BRIEF — Write out the data below in full, unchanged, minus the images.

=== COLLECTED DATA ===

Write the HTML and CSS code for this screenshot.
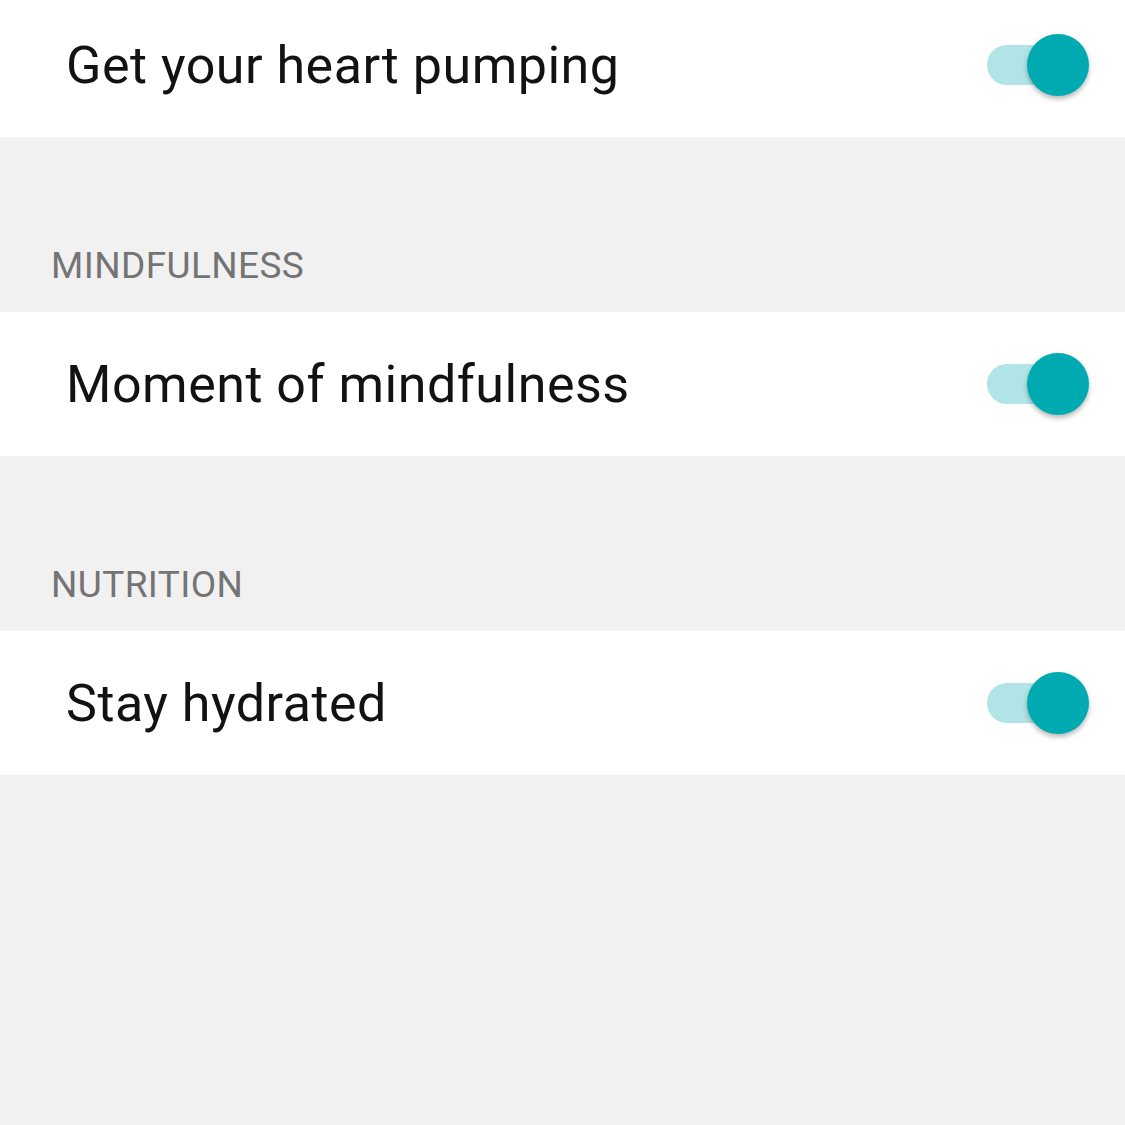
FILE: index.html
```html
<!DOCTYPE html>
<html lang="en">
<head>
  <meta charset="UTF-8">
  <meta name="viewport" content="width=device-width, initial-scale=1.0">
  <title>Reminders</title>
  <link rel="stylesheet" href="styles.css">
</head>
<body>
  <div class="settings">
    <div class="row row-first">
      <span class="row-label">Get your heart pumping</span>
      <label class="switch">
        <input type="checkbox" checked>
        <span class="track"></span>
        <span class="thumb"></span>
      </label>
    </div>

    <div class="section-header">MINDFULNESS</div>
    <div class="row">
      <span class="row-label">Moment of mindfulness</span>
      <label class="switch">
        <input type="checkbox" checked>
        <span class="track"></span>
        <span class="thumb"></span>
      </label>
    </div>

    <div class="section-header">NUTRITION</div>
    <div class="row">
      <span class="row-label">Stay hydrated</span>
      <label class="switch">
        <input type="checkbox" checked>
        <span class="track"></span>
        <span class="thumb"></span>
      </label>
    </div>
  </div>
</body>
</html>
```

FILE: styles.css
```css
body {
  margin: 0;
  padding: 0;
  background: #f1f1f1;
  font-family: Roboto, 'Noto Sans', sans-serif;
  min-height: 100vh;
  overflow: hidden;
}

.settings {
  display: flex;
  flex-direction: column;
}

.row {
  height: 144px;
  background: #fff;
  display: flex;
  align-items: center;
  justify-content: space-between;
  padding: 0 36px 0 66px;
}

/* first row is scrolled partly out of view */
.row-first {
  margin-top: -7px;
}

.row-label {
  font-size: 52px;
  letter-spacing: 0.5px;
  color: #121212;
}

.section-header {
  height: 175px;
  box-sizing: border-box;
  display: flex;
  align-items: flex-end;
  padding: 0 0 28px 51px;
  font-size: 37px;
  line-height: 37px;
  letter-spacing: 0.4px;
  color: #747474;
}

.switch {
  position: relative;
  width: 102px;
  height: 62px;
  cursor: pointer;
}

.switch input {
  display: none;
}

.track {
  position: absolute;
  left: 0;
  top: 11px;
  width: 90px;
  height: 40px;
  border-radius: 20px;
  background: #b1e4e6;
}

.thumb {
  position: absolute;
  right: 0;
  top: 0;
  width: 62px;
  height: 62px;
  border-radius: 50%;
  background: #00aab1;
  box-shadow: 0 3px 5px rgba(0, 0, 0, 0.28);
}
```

===

WRITTEN RESPONSE —
Write the HTML and CSS code for this screenshot.
FILE: index.html
```html
<!DOCTYPE html>
<html lang="en">
<head>
  <meta charset="UTF-8">
  <meta name="viewport" content="width=device-width, initial-scale=1.0">
  <title>Reminders</title>
  <link rel="stylesheet" href="styles.css">
</head>
<body>
  <div class="settings">
    <div class="row row-first">
      <span class="row-label">Get your heart pumping</span>
      <label class="switch">
        <input type="checkbox" checked>
        <span class="track"></span>
        <span class="thumb"></span>
      </label>
    </div>

    <div class="section-header">MINDFULNESS</div>
    <div class="row">
      <span class="row-label">Moment of mindfulness</span>
      <label class="switch">
        <input type="checkbox" checked>
        <span class="track"></span>
        <span class="thumb"></span>
      </label>
    </div>

    <div class="section-header">NUTRITION</div>
    <div class="row">
      <span class="row-label">Stay hydrated</span>
      <label class="switch">
        <input type="checkbox" checked>
        <span class="track"></span>
        <span class="thumb"></span>
      </label>
    </div>
  </div>
</body>
</html>
```

FILE: styles.css
```css
body {
  margin: 0;
  padding: 0;
  background: #f1f1f1;
  font-family: Roboto, 'Noto Sans', sans-serif;
  min-height: 100vh;
  overflow: hidden;
}

.settings {
  display: flex;
  flex-direction: column;
}

.row {
  height: 144px;
  background: #fff;
  display: flex;
  align-items: center;
  justify-content: space-between;
  padding: 0 36px 0 66px;
}

/* first row is scrolled partly out of view */
.row-first {
  margin-top: -7px;
}

.row-label {
  font-size: 52px;
  letter-spacing: 0.5px;
  color: #121212;
}

.section-header {
  height: 175px;
  box-sizing: border-box;
  display: flex;
  align-items: flex-end;
  padding: 0 0 28px 51px;
  font-size: 37px;
  line-height: 37px;
  letter-spacing: 0.4px;
  color: #747474;
}

.switch {
  position: relative;
  width: 102px;
  height: 62px;
  cursor: pointer;
}

.switch input {
  display: none;
}

.track {
  position: absolute;
  left: 0;
  top: 11px;
  width: 90px;
  height: 40px;
  border-radius: 20px;
  background: #b1e4e6;
}

.thumb {
  position: absolute;
  right: 0;
  top: 0;
  width: 62px;
  height: 62px;
  border-radius: 50%;
  background: #00aab1;
  box-shadow: 0 3px 5px rgba(0, 0, 0, 0.28);
}
```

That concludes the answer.